Ok, eu vou começar tudo de novo.
Era um quadro do Monet. O ar no meio do jardim era preenchido de um mistério. No momento que bati os olhos na imagem, eles se molharam. Vi um lago e umas plantas, uma tonalidade púrpura fantasmagórica, a tinta dura sobre a tela estava simultaneamente viva e morta. Vibrava e ondulava. Chorei parada no meio da sala mais alta do museu e a mulher que fazia a segurança da sala murmurou c’est pas problème, c’est normal. É normal.
É normal?
Eu não entendia das obras do Monet o suficiente para saber exatamente o que estava acontecendo entre nós. Àquela altura da vida eu já sabia da diferença entre ver uma pintura a óleo ao vivo e ver sua imagem na internet ou num livro, o impacto realmente é outro, mas nunca tinha me acontecido de emocionar-me com uma obra daquele jeito. Eu nem era, assim, uma fã do Monet. No fim da vida, ele teve catarata. O pensamento brotou ao notar a suspensão leitosa das tintas. Olhos que viam fantasmas de cores, daquele jeito que o pessoal do cinema muda a tonalidade das cenas nos filmes para representar imagens de um sonho.
Eu tenho enxergado o mundo um pouco assim, como Monet e sua catarata. Os anos passam, eu entendo melhor a catarata da mente e como ela passa para a interpretação, como ela dá um tom diferente para como vejo o mundo, como um filtro de instagram só meu, que ninguém mais enxerga. E então eu torço o significado, de repente a catarata jorra com força suas águas lá para baixo, formando um lago espelhado para revelar o mundo de outro ângulo, no pé da montanha. De dentro de mim para fora, para o universo.
Então eu choro. Não é sempre um sofrimento, às vezes é só emoção.
Nos últimos tempos, tenho enviado mensagens cada vez mais simples. Eu percebo que os detalhes, informações e números perdem-se da vista de quem lê, pois hoje quase nunca se lê na integridade. Ou não se compreende na integridade. Insisto, então, em escrever mais, contextualizar mais. O efeito é pior, pois a mensagem fica maior do que antes e meus interlocutores prestam menos atenção. Demorei um tempo para perceber porque ficar no TikTok e no Instagram por mais de quinze minutos me dá dor de cabeça. É porque todo mundo grita, todo mundo joga uma coisa completamente nova na minha cara, todo mundo quer reter meu olhar. E se todo mundo quer isso, vão usar cada vez mais e mais recursos para chegar lá. A humanidade inteira está competindo pela atenção de todos.

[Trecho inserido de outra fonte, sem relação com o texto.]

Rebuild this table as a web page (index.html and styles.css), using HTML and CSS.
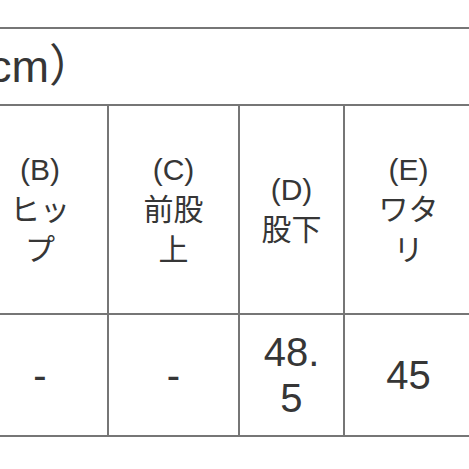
FILE: index.html
```html
<!DOCTYPE html>
<html lang="ja">
<head>
<meta charset="utf-8">
<title>サイズ表</title>
<link rel="stylesheet" href="styles.css">
</head>
<body>
<div class="page">
  <div class="size-table">
    <div class="cell caption"><span class="cap-pre"><span>サイズ（</span></span>cm）</div>
    <div class="cell head">(B)<br>ヒッ<br>プ</div>
    <div class="cell head">(C)<br>前股<br>上</div>
    <div class="cell head">(D)<br>股下</div>
    <div class="cell head">(E)<br>ワタ<br>リ</div>
    <div class="cell data">-</div>
    <div class="cell data">-</div>
    <div class="cell data">48.<br>5</div>
    <div class="cell data">45</div>
  </div>
</div>
</body>
</html>
```

FILE: styles.css
```css
html, body {
  margin: 0;
  padding: 0;
  background: #ffffff;
  overflow: hidden;
}

.page {
  width: 469px;
  height: 469px;
  overflow: hidden;
  padding-top: 27px;
  box-sizing: border-box;
}

.size-table {
  display: grid;
  grid-template-columns: 134px 129px 103px 127px;
  grid-template-rows: 75px 207px 120px;
  gap: 2px;
  padding: 2px;
  background: #767676;
  margin-left: -29px;
  width: max-content;
  font-family: "Liberation Sans", "Noto Sans CJK JP", sans-serif;
  color: #363636;
}

.cell {
  background: #ffffff;
  display: flex;
  align-items: center;
  justify-content: center;
  text-align: center;
}

.caption {
  grid-column: 1 / -1;
  justify-content: flex-start;
  font-size: 45px;
  line-height: 1;
  white-space: nowrap;
}

.cap-pre {
  display: inline-flex;
  justify-content: flex-end;
  width: 16px;
  overflow: hidden;
}

.cap-pre span {
  flex: none;
}

.head {
  font-size: 30px;
  line-height: 40px;
}

.data {
  font-size: 40px;
  line-height: 46px;
}
```
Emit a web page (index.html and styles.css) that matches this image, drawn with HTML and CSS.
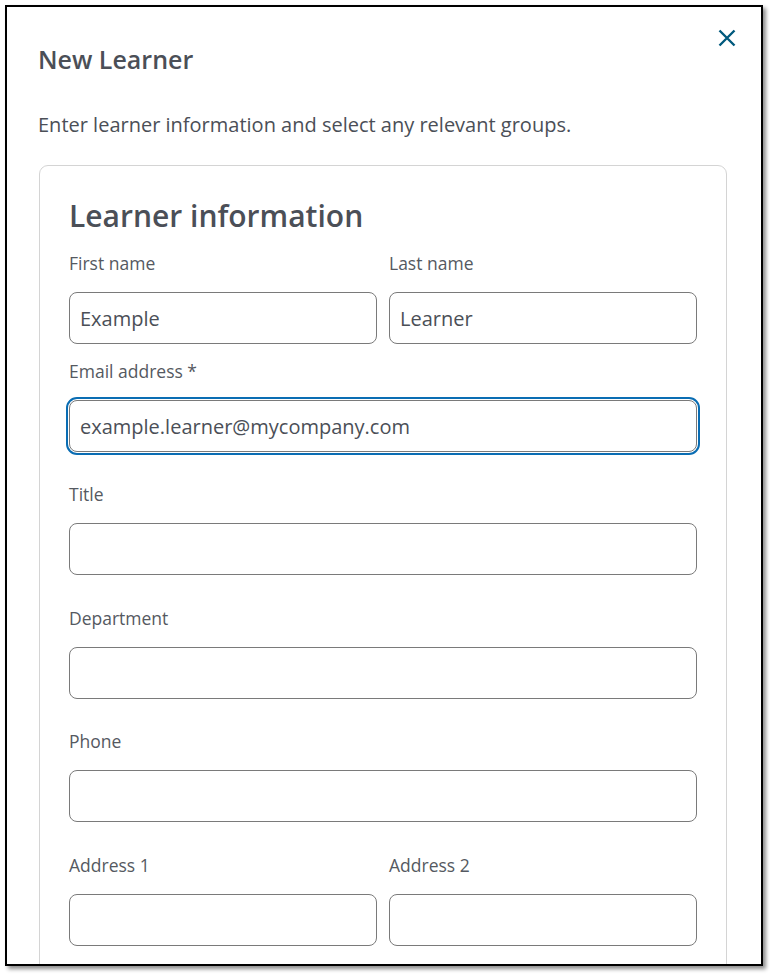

Não serei mais uma pessoa a listar o benefícios que períodos offline fazem para cabeça, pois há muito tempo entendi que não adianta nada ter uma mente serena quando o mundo a sua volta está completamente agitado. Há de se render ao ritmo do mundo para estar no mundo. Mas de vez em quando olhe
os espaços.
Há muito tempo que a arte é vista como um favor. Ao artista, ao mundo. Quando estou rolando a tela do celular e de repente paro para observar com mais atenção alguma obra de arte, clico no botão de coração, curtir, viro um número e sinto uma espécie de azia emocional. A pessoa fez aquela coisa fantástica e tudo que eu posso fazer, do lado de cá, é reagir com um like. Então relembro a máxima que eu mesma escrevi um dia, o like virou a moeda da emoção. Como escritora de internet, posso confessar sem vergonha nenhuma, que hoje o artista precisa, sim, ser curtido. Os números de likes e views registram uma espécie de aprovação coletiva. Então, eu continuo clicando em “curtir” sempre.
Mas a azia permanece.
Escrever é sentir com muita calma.
Chorar é sentir com muita intensidade.
🗒️ Expediente
Em março esta newsletter volta com o editorial novo, plano de assinantes e recompensas novas! A coluna mensal Expedições Criativas vai continuar, não se preocupem - quem já apoia não vai precisar fazer nada. Acabou o carnaval, logo, o ano começou. Os planos de apoio novos vão vir em plataformas de assinatura brasileiras, eu estou na fase de fazer as configurações e ajeitar a casinha para vocês.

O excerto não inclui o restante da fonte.